TRAMA
1938: innamorata di uno svizzero che aiuta gli ebrei a fuggire dalla Germania nazista, Willie diventa molto popolare fra i soldati con la canzone “Lili Marlene”. La gestapo non sa come muoversi nei suoi confronti, pur sapendo che intrattiene rapporti con il nemico.
RECENSIONI
Storia di una canzone, di un mito popolare fra le fila militari durante il nazionalsocialismo. Un lavoro su commissione che certa critica ha letto come formalista e superficiale, con Fassbinder che si limita ad omaggiare il mélo con una drammaturgia più tradizionale. Non è propriamente così: l’autore mantiene un certo velo straniato, ironico, per quanto poco calcato, che trasporta la materia filmica su sponde surreal-fiabesche per coadiuvare il lavoro dell’espressiva (splendida) fotografia a tinte unite ed accese (il blu per l’amore, il rosso per la passione, il bianco del successo vanesio, e così via), delle scenografie barocche, di una macchina da presa molto mobile sui carrelli, di un elaborato montaggio (meraviglioso quello alternato fra fiori donati alla cantante e bombe al fronte: in tutta l’opera è forte e sarcastico il contrasto fra le atrocità della guerra e l’ascesa al successo di Lili) e dei copiosi punti di inquadratura (con frequenti sguardi attraverso porte vetrate).

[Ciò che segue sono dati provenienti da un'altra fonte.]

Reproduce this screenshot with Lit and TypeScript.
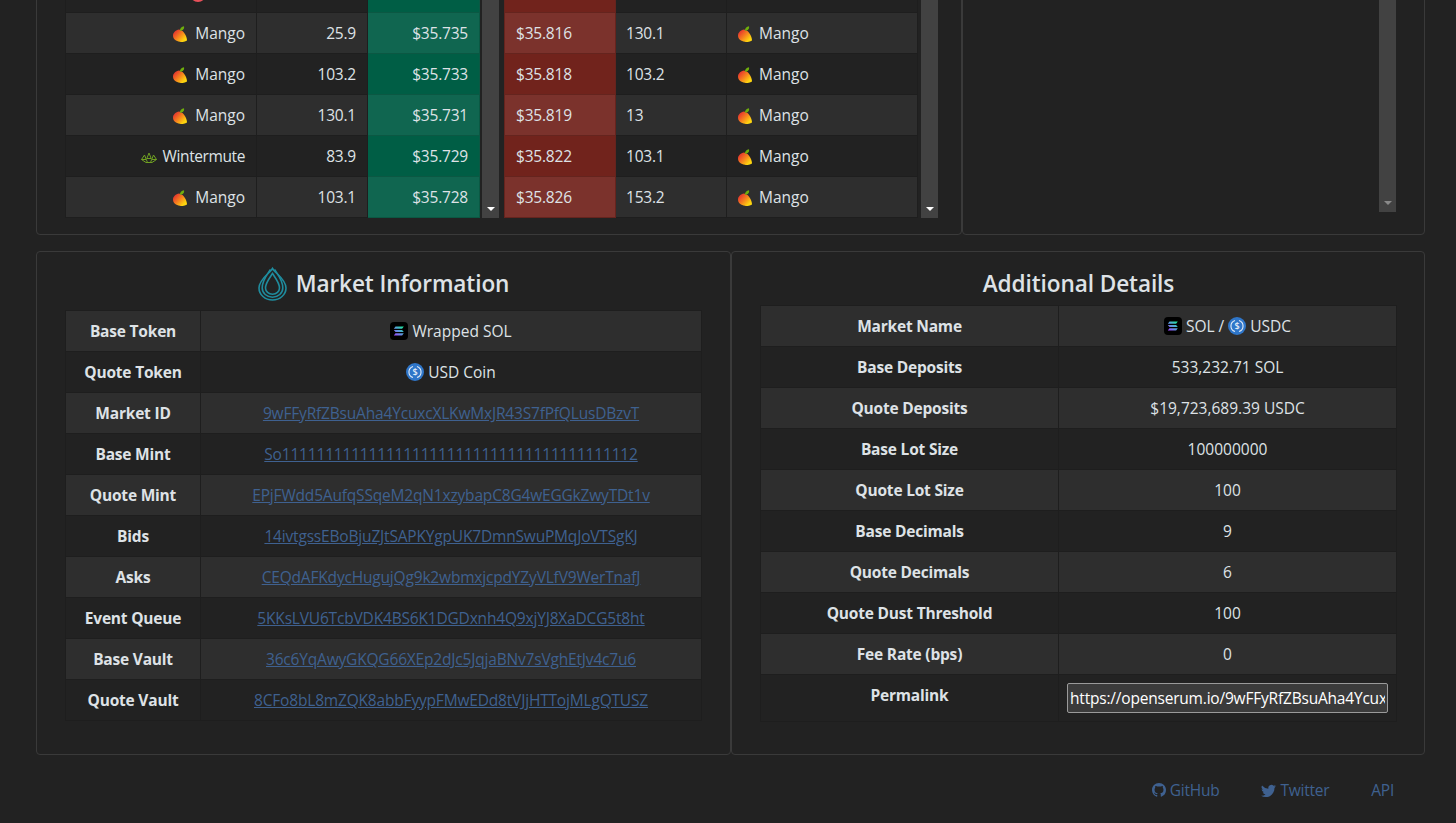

La canzone in sé (“Scritta da un musicista cialtrone e cantata da una voce da gallina”), poi, diventa ironicamente simbolica: un brano triste e deprimente, poco in linea con le esigenze wagneriane di Goebbels, che ha incantato (indebolendolo?) un popolo entrando in competizione con l’altro feticcio di massa, Hitler (divertente la sua apparizione), sfruttando gli stessi medium, vanamente osteggiata, infine vittoriosa. L’assurgerla a fautrice della caduta del Terzo Reich diventa rilettura fantasiosa per ridicolizzare la potenza di quell’impero. Il problema dell’opera è un altro: certe imperfezioni vestivano meglio le produzioni minimaliste e a basso budget di Fassbinder, centrate più sugli attimi che sul “totale”, nutrite con scarti ed ellissi narrative. In mancanza della loro affascinante profondità-ambiguità-complessità, lascia molto a desiderare la poca cura della verosimiglianza dei fatti esposti. Mancano, infatti, fondamentali passaggi chiarificatori: ad esempio, sul cambio d’umore/amore del personaggio ossigenato di Giancarlo Giannini (per quanto la grottesca tortura inflittagli, il disco che s’incanta, potrebbe essere una tragicomica spiegazione) e sull’identità dell’ufficiale nazista collaborazionista che prende in custodia il filmino. Soprattutto, si perde per strada una chiusura soddisfacente. Fassbinder appare come capo della resistenza.